2. The construction element of claim 1, wherein a space is left between said wall and said internal portion.

3. The construction element of claim 1, wherein said internal portion is a space.

4. The construction element of claim 2, wherein said space adapted to receive cabling, pipes, wiring and the like.

5. The construction element of claim 1, wherein said internal portion is made from an insulating material.

6. The construction element of claim 1, wherein said internal portion is made from wood.

7. The construction element of claim 1, wherein said internal portion is made from insulating foam.

8. The construction element of claim 1, wherein said internal portion is made from a composite material.

9. The construction element of claim 1, wherein said external portion is made from wood.

10. The construction element of claim 1, wherein said external portion further comprises means to hold said external portion of an adjacent log.

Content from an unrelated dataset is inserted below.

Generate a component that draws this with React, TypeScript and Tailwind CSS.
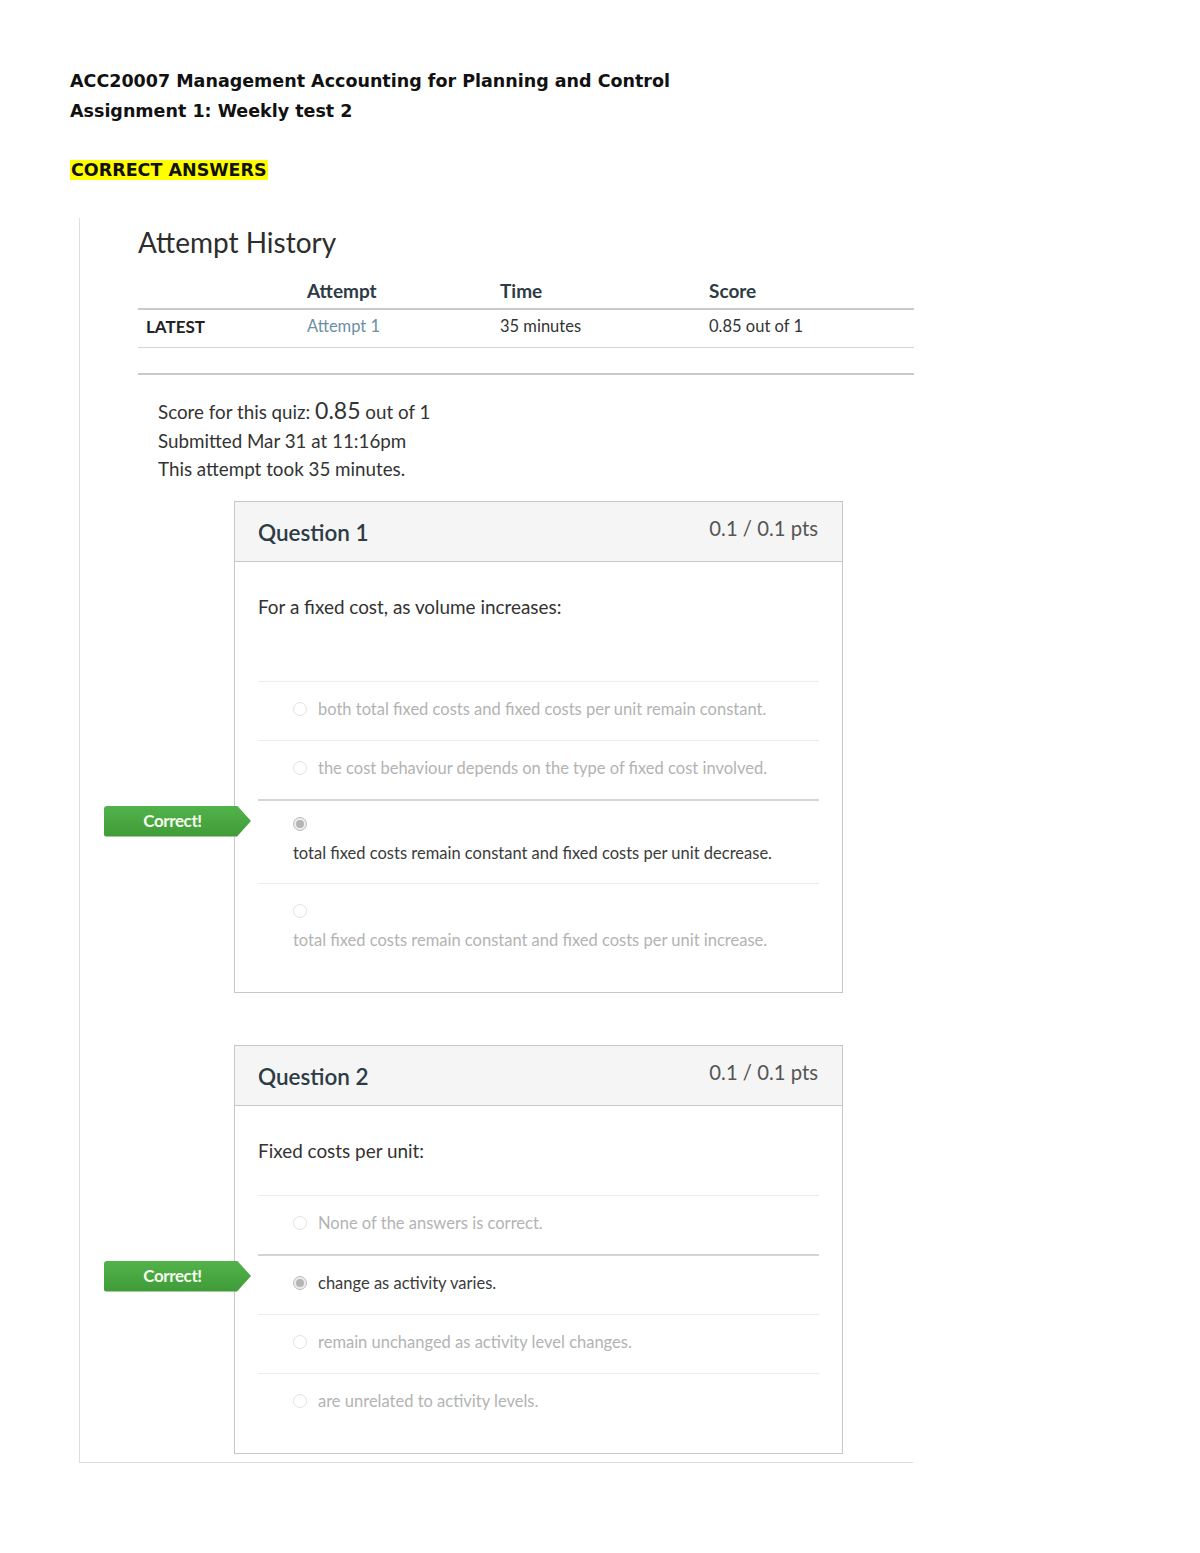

11. The construction element of claim 10, wherein said holding means comprise a male portion and a female portion allowing said construction element to be interconnected with a second adjacent construction element.

Description:

CROSS-REFERENCE TO RELATED APPLICATIONS

The present patent application claims the benefits of priority of commonly assigned Canadian Patent Application No. 2,615,012, entitled “Log House Construction Element” and filed at the Canadian Patent Office on Dec. 14, 2007.

FIELD OF THE INVENTION

The present invention generally relates to log houses, more particularly to a construction element that can be added to the wall to improve the thermal insulation, to change the aesthetical aspect of the walls and/or to dissimulate wiring, cabling and other equipments in the walls.

BACKGROUND OF THE INVENTION

The desirability of constructing homes and other buildings of logs has long been recognized. Log houses are currently popular not only because of their pleasing aesthetic characteristics, but also because of their acoustics, fire resistivity, and thermo-inertia. The high density of logs prevents rapid expansion of fire. The density of logs, in combination with the characteristic convex curvature results in excellent acoustical absorption both interiorly and exteriorly of the home. However, while wood has high thermal insulating characteristics and relatively thick wood logs five to eight inches in thickness provide good insulation, building regulations, which have been adopted in some areas require an R factor which is difficult to achieve, particularly in North countries.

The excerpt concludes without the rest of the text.